Auf X selbst ist es schwerer geworden, Verstöße zur Anzeige zu bringen. In Thüringen kann man über eine Onlinewache der Polizei von zu Hause aus am Rechner zu Hass-Postings Anzeige erstatten. Aber mehr Regulierung gegen Fake News, unechte Bilder oder den Diebstahl des eigenen Namens wären schon hilfreich.

Was machen diese Angriffe mit Ihnen persönlich?

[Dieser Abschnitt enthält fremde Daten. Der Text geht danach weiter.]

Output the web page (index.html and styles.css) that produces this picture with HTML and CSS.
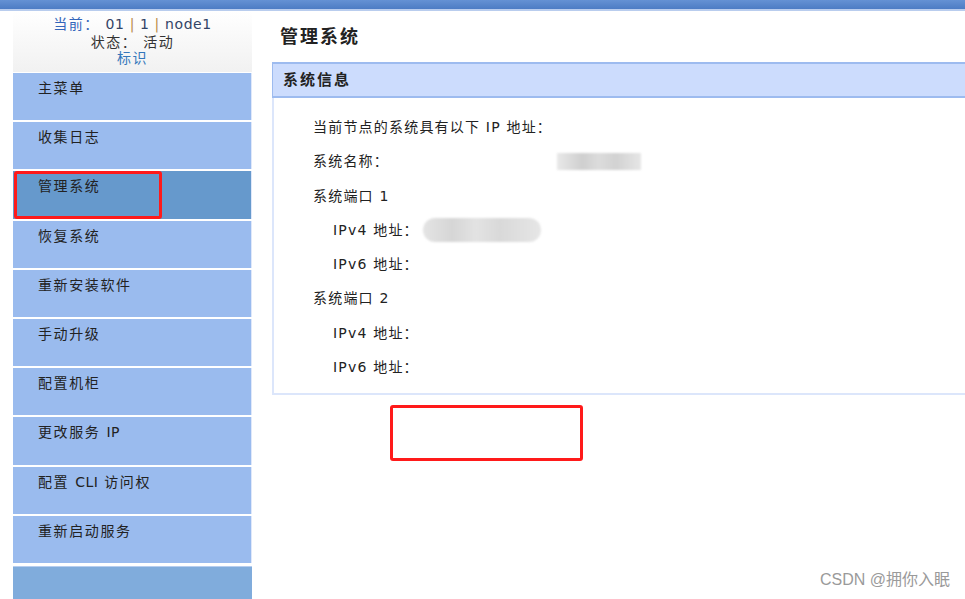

Ich denke mehr als früher darüber nach: Wie nah lasse ich Menschen an mich ran? Wann bin ich in Sicherheit, wann brauche ich zusätzlichen Schutz? Das ist sehr anstrengend und gegen meine Natur. Aber mit manchen Menschen schweißt es einen auch zusammen.

Wie das?

Katja Wolf zum Beispiel, über die wir zu Anfang sprachen. Sie hat erlebt, wie auf ihre Wohnung geschossen wurde. In ihr Wohnzimmer hinein. Der Schuss ist dokumentiert von der Polizei. Und alle Schrauben an den Reifen ihres Autos wurden gelöst. Ihr Kind wäre mit dem Wagen beinahe auf die Autobahn gefahren.

Was hat Ihnen geholfen?

In solchen Fällen ist es nicht nur mit einer SMS oder einem kleinen Brief getan. Da geht man hin, um zu reden, die Betroffenen in den Arm zu nehmen. Auch Politikerinnen und Politiker müssen zueinanderhalten. Und eine gute Gesellschaft darf diese Grenzüberschreitungen niemals hinnehmen. In den letzten Monaten haben viele wieder Mut gezeigt, das nicht hinzunehmen. Hass und Hetze werden nicht regieren, wenn wir aufstehen, laut werden, protestieren, uns einmischen.

Ihre Osterbotschaft?

Ja, warum nicht?

Herr Ramelow, vielen Dank für das Gespräch.